Już po chwili reżyser zaprezentował fragmenty spektaklu. Tytułową piosenkę zaśpiewała Edyta Geppert. Wyświetlona została scena lotu Piotrusia, Wendy, Jasia i Misia - najpierw na AWF-ie nakręcono zdjęcia z dziećmi, potem materiał wzbogacono animacją komputerową.
Chwilę później na deski Romy wpłynęła fregata pełna piratów, którym przewodził stojący na dziobie Kapitan Hak - Wiktor Zborowski. Na scenie pojawił się też aktor nie zapowiadany, ale - jak się okazało - bardzo potrzebny. Otóż w jednym z epizodów, gdy Piotruś ratuje córkę wodza Indian Lilię Tygrysią, a szczęśliwy ojciec urządza na jego cześć imprezę, rozpalane są specjalne stosy.

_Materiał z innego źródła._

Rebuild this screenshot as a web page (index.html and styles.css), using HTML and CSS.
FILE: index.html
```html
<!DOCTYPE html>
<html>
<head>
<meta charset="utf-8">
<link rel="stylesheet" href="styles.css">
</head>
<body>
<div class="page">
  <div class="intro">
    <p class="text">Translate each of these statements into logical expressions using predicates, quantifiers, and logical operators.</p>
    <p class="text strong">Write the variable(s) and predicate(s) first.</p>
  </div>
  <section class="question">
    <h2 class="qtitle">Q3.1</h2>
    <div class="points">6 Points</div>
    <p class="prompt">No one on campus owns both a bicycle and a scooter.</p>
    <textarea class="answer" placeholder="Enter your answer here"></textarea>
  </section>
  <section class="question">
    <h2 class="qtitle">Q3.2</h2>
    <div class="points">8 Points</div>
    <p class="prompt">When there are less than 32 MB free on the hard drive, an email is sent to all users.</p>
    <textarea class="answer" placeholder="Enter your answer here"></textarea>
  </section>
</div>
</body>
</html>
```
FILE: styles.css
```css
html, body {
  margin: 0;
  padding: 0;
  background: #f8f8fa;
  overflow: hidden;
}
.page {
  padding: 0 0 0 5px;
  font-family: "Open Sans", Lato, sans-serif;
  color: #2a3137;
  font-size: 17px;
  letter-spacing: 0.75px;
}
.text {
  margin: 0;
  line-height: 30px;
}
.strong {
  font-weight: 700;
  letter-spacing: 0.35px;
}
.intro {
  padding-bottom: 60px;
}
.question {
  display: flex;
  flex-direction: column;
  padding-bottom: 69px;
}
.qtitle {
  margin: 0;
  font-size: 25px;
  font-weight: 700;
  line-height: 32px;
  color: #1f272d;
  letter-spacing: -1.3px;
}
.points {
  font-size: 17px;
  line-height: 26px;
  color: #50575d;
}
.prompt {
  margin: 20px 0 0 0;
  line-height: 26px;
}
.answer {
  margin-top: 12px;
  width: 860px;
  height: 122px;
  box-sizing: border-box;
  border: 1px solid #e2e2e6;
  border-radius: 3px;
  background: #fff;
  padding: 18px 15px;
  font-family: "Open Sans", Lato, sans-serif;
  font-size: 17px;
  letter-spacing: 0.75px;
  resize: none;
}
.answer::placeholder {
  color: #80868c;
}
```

Wczoraj odpalono je po raz pierwszy Indiańska impreza trwała w najlepsze, kiedy na scenę wszedł strażak z gaśnicą. Jeden ze stosów stał zbyt blisko dekoracji. - Dziękujemy strażakom teatru Roma - zawołał Janusz Józefowicz. Zapowiedział też, że do premiery wszystko zostanie dopracowane i interwencja strażaków nie będzie konieczna.
W finale wystąpili Wendy i Piotruś Pan - Alicja Janosz i Marcin Sójka. Zaśpiewali wzruszającą piosenkę o śmierci. To jedna ze scen, której nie mogę reżyserować, bo się po prostu wzruszam - zdradził Janusz Józefowicz.
Dziennikarze przyjęli wczorajszy pokaz oklaskami. Już niedługo cały spektakl będą mogli zobaczyć widzowie.